First of all, I tried working only with the ‘motivational’ variables, leaving aside both demographics and targets, looking for patterns based on what the interviewees said they wanted or thought. Based on this, I came up with 5 clusters, from which I then calculated the averages for each target. Once this was done, I also contrasted each target with its composition in demographic terms, observing how some demographic variables were distributed similarly, or not, between the groups. And it has been interesting to observe how many traditional variables such as age, gender or income were not determinant in them.

Secondly, I did a second clustering, again without demographic variables but this time including targets, and the results were slightly different. This leads one to think that one thing is what people think or want, and that this does not entirely coincide with what they end up doing. From this new clustering, 5 differentiated groups or clusters have emerged that respond to a large extent, but not entirely, to the 5 clusters of the first analysis.

Thirdly, I did a final clustering, this time using only the target variables. That is to say, ignoring what the interviewees think or want, and focusing only on what they do (or say they do, in terms of cultural consumption). The latter revealed similarities but also new elements with respect to the previous clusterisations.

Once this third analysis was done, I kept the conclusions of each clustering, compared the respective results and contrasted them with three of the demographic variables most commonly used in traditional audience classification: the ones I chose were age, income and territory. As a result, we not only see how these demographic characteristics vary from one clustering to another, but also how there are factors that are less relevant and remain stable in different clusters.

### Regression

The third stage of the work consisted of trying to create a predictive model that would allow us to know how much culture, and what forms of culture, a given user profile would consume, taking into account both their motivations and their demographic characteristics.

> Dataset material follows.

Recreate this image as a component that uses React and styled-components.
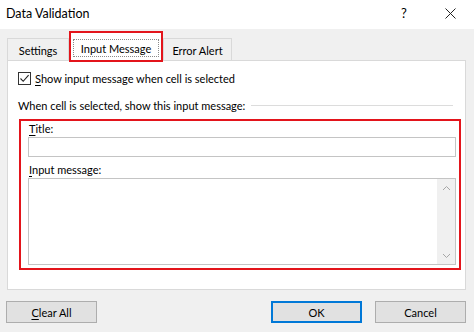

To do this, I first made an EDA, a new visualisation phase that would allow me to observe some relationships between the 7 targets and the main features, both categorical and numerical.

From this, and in order to limit a little more the dimensionality of the data, I made a new data transformation process, unified certain columns that could lead to collinearity, and scaled data and expanded columns containing lists.

I also used contingency tables and correlation matrices with heat maps to try to understand the relationships between the categorical and then numerical variables with my targets, and then used PCA and ANOVA to make a selection of the most relevant features, before moving on to the prediction model.

Finally, I tried to make [the predictions](https://github.com/marosor/ML_EPCC/blob/main/notebooks/EPCC23_Prediction_EN.ipynb) one at a time for my 7 targets. And I tried different regression models, adjusted hyperparameters and refined the model until I found the best possible metrics, which turned out to be a linear regression model with a low MAE.